-- Start of Given information --

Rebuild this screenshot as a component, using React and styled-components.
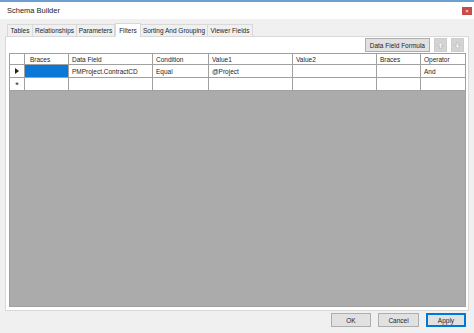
import styled, { createGlobalStyle } from "styled-components";

const GlobalStyle = createGlobalStyle`
  html, body {
    margin: 0;
    padding: 0;
    background: #f0f0f0;
  }
  body {
    font-family: "Liberation Sans", Arial, sans-serif;
    color: #1e1e1e;
  }
`;

const COLS = "15px 44px 84px 56px 84px 84px 44px 1fr";

const Window = styled.div`
  width: 474px;
  height: 333px;
  box-sizing: border-box;
  display: flex;
  flex-direction: column;
  border-top: 2px solid #6d9fd3;
  background: #f0f0f0;
  overflow: hidden;
`;

const TitleBar = styled.div`
  height: 17px;
  flex: none;
  display: flex;
  align-items: center;
  justify-content: space-between;
  padding: 0 2px 0 7px;
  background: #ffffff;
  font-size: 7.5px;
  color: #222;
`;

const CloseBtn = styled.div`
  width: 10px;
  height: 8px;
  margin-top: 1px;
  background: #c94a4a;
  color: #fff;
  font-size: 6px;
  line-height: 8px;
  text-align: center;
`;

const Content = styled.div`
  flex: 1;
  display: flex;
  flex-direction: column;
  padding: 3px 5px 6px 5px;
  min-height: 0;
`;

const TabStrip = styled.div`
  height: 14px;
  flex: none;
  display: flex;
  align-items: flex-end;
  padding-left: 2px;
`;

const Tab = styled.div`
  width: ${(p) => p.$w}px;
  height: ${(p) => (p.$active ? 14 : 12)}px;
  box-sizing: border-box;
  display: flex;
  align-items: center;
  justify-content: center;
  border: 1px solid #d9d9d9;
  border-bottom: none;
  border-left: ${(p) => (p.$first || p.$active ? "1px solid #d9d9d9" : "none")};
  background: ${(p) => (p.$active ? "#ffffff" : "#f0f0f0")};
  font-size: 6.5px;
  white-space: nowrap;
  margin-bottom: ${(p) => (p.$active ? "-1px" : "0")};
  position: relative;
  z-index: ${(p) => (p.$active ? 1 : 0)};
`;

const Panel = styled.div`
  height: 275px;
  box-sizing: border-box;
  flex: none;
  display: flex;
  flex-direction: column;
  padding: 0 1px 3px 3px;
  background: #ffffff;
  border: 1px solid #d9d9d9;
`;

const Toolbar = styled.div`
  height: 16px;
  flex: none;
  display: flex;
  justify-content: flex-end;
  align-items: flex-start;
  gap: 4px;
  padding: 1px 3px 0 0;
  box-sizing: border-box;
`;

const ToolButton = styled.div`
  height: 14px;
  box-sizing: border-box;
  padding: 0 4px;
  display: flex;
  align-items: center;
  background: #e1e1e1;
  border: 1px solid #adadad;
  font-size: 6.5px;
  white-space: nowrap;
`;

const IconButton = styled.div`
  width: 13px;
  height: 14px;
  box-sizing: border-box;
  display: flex;
  align-items: center;
  justify-content: center;
  background: #d4d4d4;
  border: 1px solid #cccccc;
`;

const Grid = styled.div`
  height: 254px;
  flex: none;
  box-sizing: border-box;
  background: #ababab;
  border: 1px solid #a0a0a0;
  width: 457px;
`;

const Row = styled.div`
  display: grid;
  grid-template-columns: ${COLS};
  height: ${(p) => p.$h}px;
  background: #ffffff;
`;

const Cell = styled.div`
  box-sizing: border-box;
  border-right: 1px solid #a0a0a0;
  border-bottom: 1px solid #a0a0a0;
  padding-left: ${(p) => p.$pad ?? 3}px;
  display: flex;
  align-items: center;
  font-size: 6.5px;
  white-space: nowrap;
  overflow: hidden;
  background: ${(p) => (p.$selected ? "#0a78d6" : "transparent")};
  &:last-child {
    border-right: none;
  }
`;

const RowHeader = styled(Cell)`
  padding-left: 0;
  justify-content: center;
  font-size: 9px;
  line-height: 1;
`;

const Footer = styled.div`
  flex: none;
  display: flex;
  justify-content: flex-end;
  gap: 7px;
  margin-top: 2px;
  padding-right: 3px;
`;

const DialogButton = styled.div`
  width: ${(p) => p.$w}px;
  height: 14px;
  box-sizing: border-box;
  display: flex;
  align-items: center;
  justify-content: center;
  background: #e1e1e1;
  border: 1px solid ${(p) => (p.$primary ? "#0078d7" : "#adadad")};
  box-shadow: ${(p) => (p.$primary ? "inset 0 0 0 1px #0078d7" : "none")};
  font-size: 6.5px;
`;

const tabs = [
  ["Tables", 26],
  ["Relationships", 44],
  ["Parameters", 38],
  ["Filters", 26],
  ["Sorting And Grouping", 67],
  ["Viewer Fields", 45],
];

const headers = ["Braces", "Data Field", "Condition", "Value1", "Value2", "Braces", "Operator"];

const rows = [
  { marker: "arrow", values: ["", "PMProject.ContractCD", "Equal", "@Project", "", "", "And"] },
  { marker: "*", values: ["", "", "", "", "", "", ""] },
];

// greyed-out move up / move down arrows
const Arrow = ({ up }) => (
  <svg width="7" height="7" viewBox="0 0 7 7" style={{ transform: up ? "none" : "rotate(180deg)" }}>
    <path d="M3.5 0.5 L6.5 3.8 L4.6 3.8 L4.6 6.5 L2.4 6.5 L2.4 3.8 L0.5 3.8 Z" fill="#eeeeee" stroke="#b5b5b5" strokeWidth="0.6" />
  </svg>
);

const Marker = ({ kind }) =>
  kind === "arrow" ? (
    <svg width="4" height="6" viewBox="0 0 4 6">
      <path d="M0 0 L4 3 L0 6 Z" fill="#222" />
    </svg>
  ) : (
    <span style={{ marginTop: 3 }}>{kind}</span>
  );

export default function App() {
  return (
    <>
      <GlobalStyle />
      <Window>
        <TitleBar>
          <span>Schema Builder</span>
          <CloseBtn>×</CloseBtn>
        </TitleBar>
        <Content>
          <TabStrip>
            {tabs.map(([label, w], i) => (
              <Tab key={label} $w={w} $first={i === 0} $active={label === "Filters"}>
                {label}
              </Tab>
            ))}
          </TabStrip>
          <Panel>
            <Toolbar>
              <ToolButton>Data Field Formula</ToolButton>
              <IconButton>
                <Arrow up />
              </IconButton>
              <IconButton>
                <Arrow />
              </IconButton>
            </Toolbar>
            <Grid>
              <Row $h={11}>
                <Cell />
                {headers.map((h, i) => (
                  <Cell key={i} $pad={i === 0 ? 5 : 3}>
                    {h}
                  </Cell>
                ))}
              </Row>
              {rows.map((r, ri) => (
                <Row key={ri} $h={13}>
                  <RowHeader>
                    <Marker kind={r.marker} />
                  </RowHeader>
                  {r.values.map((v, ci) => (
                    <Cell key={ci} $selected={ri === 0 && ci === 0}>
                      {v}
                    </Cell>
                  ))}
                </Row>
              ))}
            </Grid>
          </Panel>
          <Footer>
            <DialogButton $w={40}>OK</DialogButton>
            <DialogButton $w={41}>Cancel</DialogButton>
            <DialogButton $w={40} $primary>
              Apply
            </DialogButton>
          </Footer>
        </Content>
      </Window>
    </>
  );
}
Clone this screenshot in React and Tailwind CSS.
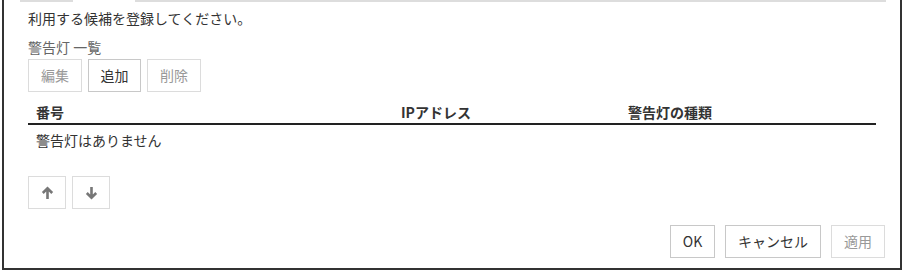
import React from 'react';

const font = { fontFamily: '"Noto Sans CJK JP", "Noto Sans", sans-serif' };

function Btn({ children, strong, className = '' }) {
  return (
    <button
      className={`h-[33px] border bg-white text-[14px] flex items-center justify-center ${
        strong ? 'border-[#c8c8c8] text-[#333]' : 'border-[#dcdcdc] text-[#999]'
      } ${className}`}
    >
      {children}
    </button>
  );
}

function Arrow({ down }) {
  return (
    <svg width="13" height="14" viewBox="0 0 13 14" className={down ? 'rotate-180' : ''}>
      <path d="M6.5 13V2.5M1.8 7L6.5 2.3 11.2 7" stroke="#777" strokeWidth="2.6" fill="none" />
    </svg>
  );
}

export default function App() {
  return (
    <div className="w-[904px] h-[272px] bg-white" style={font}>
      <div className="ml-[2px] w-[900px] h-[270px] border-l-2 border-r-2 border-b-2 border-[#333] flex flex-col">
        <div className="flex h-[2px] pl-[16px]">
          <div className="w-[53px] bg-[#dddddd]" />
          <div className="w-[62px]" />
          <div className="w-[751px] bg-[#dddddd]" />
        </div>
        <div className="pl-[24px] pr-[14px] flex flex-col flex-1">
          <div className="mt-[6px] text-[14px] leading-[20px] text-[#333]">利用する候補を登録してください。</div>
          <div className="mt-[10px] text-[14px] leading-[18px] text-[#666]">警告灯 一覧</div>
          <div className="flex gap-[6px] mt-[3px]">
            <Btn className="w-[54px]">編集</Btn>
            <Btn strong className="w-[53px]">追加</Btn>
            <Btn className="w-[54px]">削除</Btn>
          </div>
          <div className="mt-[9px] w-[848px] flex border-b-2 border-[#222] h-[24px] items-center text-[14px] font-bold text-[#333]">
            <div className="w-[365px] pl-[8px]">番号</div>
            <div className="w-[227px] pl-[8px]">IPアドレス</div>
            <div className="flex-1 pl-[8px]">警告灯の種類</div>
          </div>
          <div className="mt-[4px] pl-[8px] text-[14px] leading-[22px] text-[#333]">警告灯はありません</div>
          <div className="flex gap-[6px] mt-[25px]">
            <Btn className="w-[38px]"><Arrow /></Btn>
            <Btn className="w-[38px]"><Arrow down /></Btn>
          </div>
          <div className="flex justify-end gap-[10px] mt-[16px] pr-[1px]">
            <Btn strong className="w-[45px] !text-[#333]">OK</Btn>
            <Btn strong className="w-[96px] !text-[#333]">キャンセル</Btn>
            <Btn className="w-[54px]">適用</Btn>
          </div>
        </div>
      </div>
    </div>
  );
}
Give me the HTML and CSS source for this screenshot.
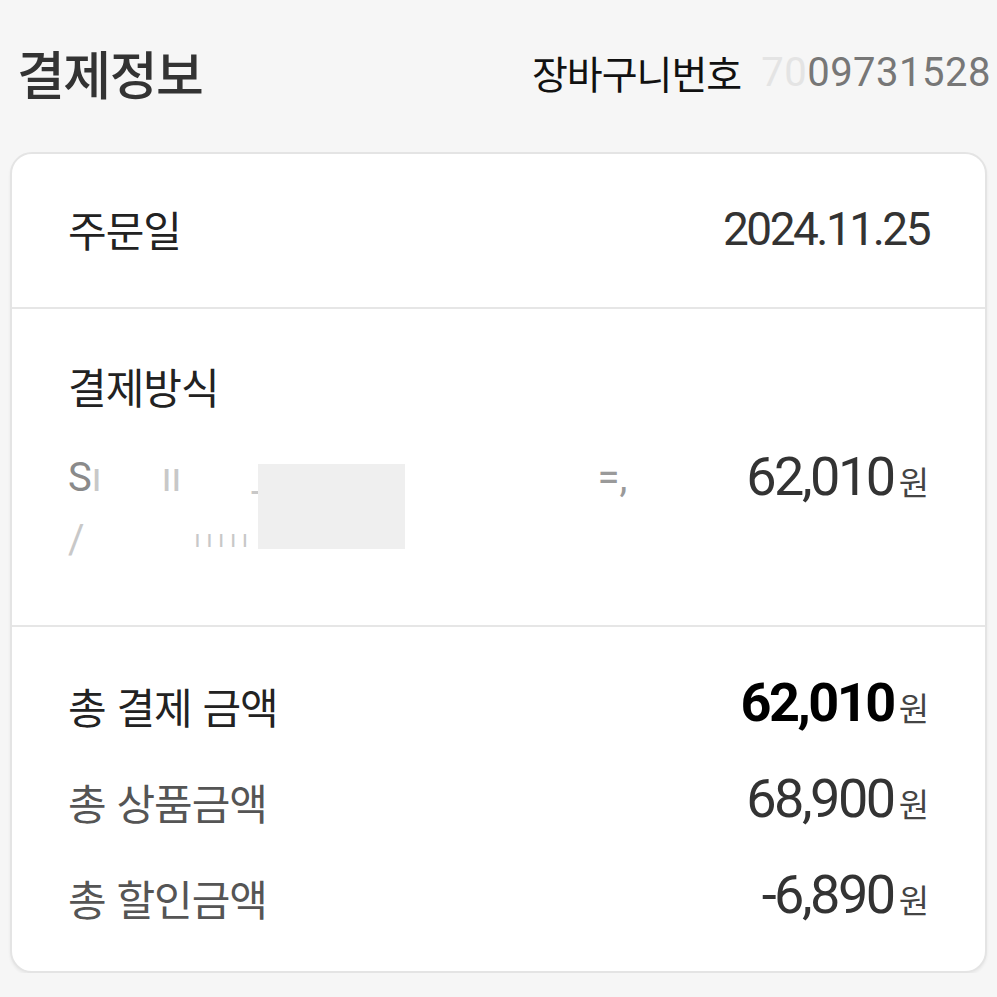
FILE: index.html
```html
<!DOCTYPE html>
<html lang="ko">

<head>
    <meta charset="UTF-8">
    <meta name="viewport" content="width=device-width, initial-scale=1.0">
    <title>결제정보</title>
    <link rel="stylesheet" href="styles.css">
</head>

<body>
    <div class="head">
        <h1 class="title">결제정보</h1>
        <div class="cart-no">
            <span class="cart-label">장바구니번호</span>
            <span class="cart-num"><span class="erased">70</span>09731528</span>
        </div>
    </div>

    <div class="card">
        <div class="row row-date">
            <span class="label">주문일</span>
            <span class="date">2024.11.25</span>
        </div>

        <div class="row-pay">
            <div class="label pay-title">결제방식</div>
            <div class="pay-body">
                <div class="pay-detail">
                    <div class="pay-line">
                        <span class="faint">S</span><span class="trace">ı</span>
                        <span class="trace gap1">ıı</span>
                        <span class="trace gap2">_ _</span>
                        <span class="trace gap3">=,</span>
                    </div>
                    <div class="pay-line">
                        <span class="trace">/</span>
                        <span class="trace gap4">ı ı ı ı ı</span>
                    </div>
                    <div class="redact"></div>
                </div>
                <div class="money">
                    <span class="num">62,010</span><span class="won">원</span>
                </div>
            </div>
        </div>

        <div class="row-sum">
            <div class="sum-line">
                <span class="label">총 결제 금액</span>
                <span class="money"><span class="num strong">62,010</span><span class="won">원</span></span>
            </div>
            <div class="sum-line sub">
                <span class="label">총 상품금액</span>
                <span class="money"><span class="num">68,900</span><span class="won">원</span></span>
            </div>
            <div class="sum-line sub">
                <span class="label">총 할인금액</span>
                <span class="money"><span class="num">-6,890</span><span class="won">원</span></span>
            </div>
        </div>
    </div>
</body>

</html>
```

FILE: styles.css
```css
* {
    margin: 0;
    padding: 0;
    box-sizing: border-box;
}

body {
    background-color: #f6f6f6;
    font-family: "Noto Sans CJK KR", "Noto Sans", sans-serif;
    color: #222;
    overflow: hidden;
}

.head {
    height: 152px;
    display: flex;
    align-items: center;
    justify-content: space-between;
    padding: 0 6px 8px 17px;
    white-space: nowrap;
}

.title {
    font-size: 52px;
    font-weight: 500;
    color: #333;
    letter-spacing: -1.5px;
}

.cart-no {
    display: flex;
    align-items: center;
    white-space: nowrap;
}

.cart-label {
    font-size: 39px;
    color: #111;
    letter-spacing: -1px;
}

.cart-num {
    font-family: Roboto, sans-serif;
    font-size: 40px;
    color: #777;
    margin-left: 20px;
    letter-spacing: 0.5px;
}

.cart-num .erased {
    color: #e4e4e4;
}

.card {
    margin: 0 10px;
    background: #fff;
    border: 2px solid #e4e4e4;
    border-radius: 22px;
    box-shadow: 0 2px 3px rgba(0, 0, 0, 0.06);
}

.label {
    font-size: 42px;
    letter-spacing: -1px;
}

.row {
    display: flex;
    align-items: center;
    justify-content: space-between;
}

.row-date {
    height: 155px;
    padding: 0 56px 4px 56px;
    border-bottom: 2px solid #e6e6e6;
}

.date {
    font-family: Roboto, sans-serif;
    font-size: 46px;
    color: #333;
    letter-spacing: -2.5px;
}

.row-pay {
    height: 318px;
    padding: 47px 56px 0 56px;
    border-bottom: 2px solid #e6e6e6;
}

.pay-title {
    line-height: 60px;
}

.pay-body {
    display: flex;
    justify-content: space-between;
    align-items: flex-start;
    margin-top: 30px;
}

.pay-detail {
    position: relative;
    width: 560px;
}

.pay-line {
    height: 62px;
    display: flex;
    align-items: center;
    font-family: Roboto, sans-serif;
    font-size: 40px;
}

.faint {
    color: #8a8a8a;
}

.trace {
    color: #c8c8c8;
}

.gap1 {
    margin-left: 60px;
}

.gap2 {
    margin-left: 70px;
}

.gap3 {
    margin-left: 300px;
    color: #9a9a9a;
}

.gap4 {
    margin-left: 110px;
    font-size: 24px;
}

.redact {
    position: absolute;
    left: 190px;
    top: 18px;
    width: 147px;
    height: 85px;
    background: #efefef;
}

.money {
    display: flex;
    align-items: baseline;
    line-height: 62px;
}

.num {
    font-family: Roboto, sans-serif;
    font-size: 54px;
    color: #333;
    letter-spacing: -2.5px;
}

.num.strong {
    font-weight: 700;
    color: #000;
}

.won {
    font-size: 33px;
    color: #444;
    margin-left: 5px;
}

.row-sum {
    padding: 30px 56px 26px 56px;
}

.sum-line {
    height: 96px;
    display: flex;
    align-items: center;
    justify-content: space-between;
}

.sum-line.sub .label {
    color: #555;
}
```
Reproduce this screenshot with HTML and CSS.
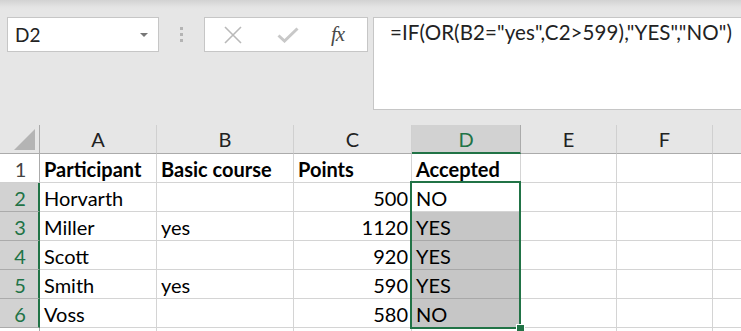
FILE: index.html
```html
<!DOCTYPE html>
<html>
<head>
<meta charset="utf-8">
<link rel="stylesheet" href="styles.css">
</head>
<body>
<div class="ribbon">
  <div class="toolbar">
    <div class="namebox"><span class="ref">D2</span><span class="caret"></span></div>
    <div class="grip"><span></span><span></span><span></span></div>
    <div class="fxbox">
      <svg class="ico-x" width="18" height="18" viewBox="0 0 18 18"><path d="M1 1L17 17M17 1L1 17" stroke="#b9b9b9" stroke-width="1.6" fill="none"/></svg>
      <svg class="ico-ok" width="22" height="16" viewBox="0 0 22 16"><path d="M1.5 8.5L7.5 14L20.5 1.5" stroke="#c8c8c8" stroke-width="3" fill="none"/></svg>
      <span class="fx">fx</span>
    </div>
    <div class="formula">=IF(OR(B2="yes",C2&gt;599),"YES","NO")</div>
  </div>
</div>
<div class="sheet">
  <div class="grid">
    <div class="corner"><span class="tri"></span></div>
    <div class="ch">A</div>
    <div class="ch">B</div>
    <div class="ch">C</div>
    <div class="ch sel">D</div>
    <div class="ch">E</div>
    <div class="ch">F</div>
    <div class="ch last"></div>

    <div class="rh">1</div>
    <div class="c b">Participant</div>
    <div class="c b">Basic course</div>
    <div class="c b">Points</div>
    <div class="c b">Accepted</div>
    <div class="c"></div><div class="c"></div><div class="c last"></div>

    <div class="rh sel">2</div>
    <div class="c">Horvarth</div>
    <div class="c"></div>
    <div class="c n">500</div>
    <div class="c">NO</div>
    <div class="c"></div><div class="c"></div><div class="c last"></div>

    <div class="rh sel">3</div>
    <div class="c">Miller</div>
    <div class="c">yes</div>
    <div class="c n">1120</div>
    <div class="c g">YES</div>
    <div class="c"></div><div class="c"></div><div class="c last"></div>

    <div class="rh sel">4</div>
    <div class="c">Scott</div>
    <div class="c"></div>
    <div class="c n">920</div>
    <div class="c g">YES</div>
    <div class="c"></div><div class="c"></div><div class="c last"></div>

    <div class="rh sel">5</div>
    <div class="c">Smith</div>
    <div class="c">yes</div>
    <div class="c n">590</div>
    <div class="c g">YES</div>
    <div class="c"></div><div class="c"></div><div class="c last"></div>

    <div class="rh sel">6</div>
    <div class="c">Voss</div>
    <div class="c"></div>
    <div class="c n">580</div>
    <div class="c g">NO</div>
    <div class="c"></div><div class="c"></div><div class="c last"></div>

    <div class="rh"></div>
    <div class="c"></div><div class="c"></div><div class="c"></div><div class="c"></div>
    <div class="c"></div><div class="c"></div><div class="c last"></div>
  </div>
  <div class="selection"><span class="handle"></span></div>
</div>
</body>
</html>
```
FILE: styles.css
```css
* { box-sizing: border-box; }
html, body { margin: 0; padding: 0; }
body {
  width: 741px;
  height: 331px;
  overflow: hidden;
  background: #e6e6e6;
  font-family: Lato, "Open Sans", sans-serif;
  color: #000;
}
.ribbon {
  height: 125px;
  background: linear-gradient(#d2d2d2 0px, #e4e4e4 7px, #e6e6e6 10px);
  padding-top: 17px;
}
.toolbar {
  display: flex;
  align-items: flex-start;
  padding-left: 7px;
}
.namebox {
  width: 152px;
  height: 35px;
  background: #fff;
  border: 1px solid #c6c6c6;
  display: flex;
  align-items: center;
  padding-left: 7px;
  padding-right: 10px;
  justify-content: space-between;
}
.ref { font-size: 19px; color: #222; }
.caret {
  width: 0; height: 0;
  border-left: 4px solid transparent;
  border-right: 4px solid transparent;
  border-top: 4px solid #777;
}
.grip {
  width: 45px;
  height: 35px;
  display: flex;
  flex-direction: column;
  align-items: center;
  justify-content: center;
  gap: 3px;
}
.grip span { width: 3px; height: 3px; background: #b4b4b4; }
.fxbox {
  width: 164px;
  height: 35px;
  background: #fff;
  border: 1px solid #c6c6c6;
  display: flex;
  align-items: center;
  padding-left: 19px;
}
.ico-x { margin-right: 35px; }
.ico-ok { margin-right: 32px; }
.fx {
  font-family: "Liberation Serif", serif;
  font-style: italic;
  font-size: 21px;
  color: #4a4a4a;
  letter-spacing: -1px;
}
.formula {
  margin-left: 5px;
  flex: 1;
  height: 93px;
  background: #fff;
  border: 1px solid #c6c6c6;
  border-right: none;
  padding: 2px 0 0 16px;
  font-size: 20.5px;
  letter-spacing: 0.1px;
  color: #222;
}
.sheet { position: relative; background: #fff; height: 206px; overflow: hidden; }
.grid {
  display: grid;
  grid-template-columns: 40px 117px 137px 118px 109px 96px 96px 28px;
  grid-template-rows: 29px repeat(6, 29px) 20px;
}
.corner {
  background: #e6e6e6;
  border-right: 1px solid #ababab;
  border-bottom: 1px solid #ababab;
  position: relative;
}
.tri {
  position: absolute;
  right: 4px;
  bottom: 3px;
  width: 0; height: 0;
  border-left: 21px solid transparent;
  border-bottom: 21px solid #b4b4b4;
}
.ch {
  background: #e6e6e6;
  border-right: 1px solid #d0d0d0;
  border-bottom: 1px solid #ababab;
  text-align: center;
  font-size: 20px;
  line-height: 28px;
  color: #222;
}
.ch.sel {
  background: #d2d2d2;
  color: #217346;
  border-bottom: 2px solid #217346;
  border-right-color: #ababab;
}
.rh {
  background: #fff;
  border-right: 1px solid #ababab;
  border-bottom: 1px solid #d0d0d0;
  text-align: center;
  font-size: 20px;
  line-height: 30px;
  color: #444;
  padding-left: 2px;
}
.rh.sel {
  background: #d2d2d2;
  color: #217346;
  border-right: 2px solid #217346;
  border-bottom-color: #ababab;
}
.c {
  border-right: 1px solid #d4d4d4;
  border-bottom: 1px solid #d4d4d4;
  font-size: 20px;
  line-height: 30px;
  padding: 0 3px 0 4px;
  white-space: nowrap;
  overflow: hidden;
}
.c.b { font-weight: bold; }
.c.n { text-align: right; padding-right: 3px; }
.c.g { background: #c6c6c6; border-bottom-color: #a8a8a8; }
.last { border-right: none; }
.selection {
  position: absolute;
  left: 410px;
  top: 56px;
  width: 111px;
  height: 148px;
  border: 2px solid #217346;
}
.handle {
  position: absolute;
  right: -5px;
  bottom: -5px;
  width: 7px;
  height: 7px;
  background: #217346;
  outline: 1px solid #fff;
}
```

-- End of Given information --

Instructions to follow:
All lines of the data above that include the word "components" must be shown.

Expected answer:
Rebuild this screenshot as a component, using React and styled-components.
import styled, { createGlobalStyle } from "styled-components";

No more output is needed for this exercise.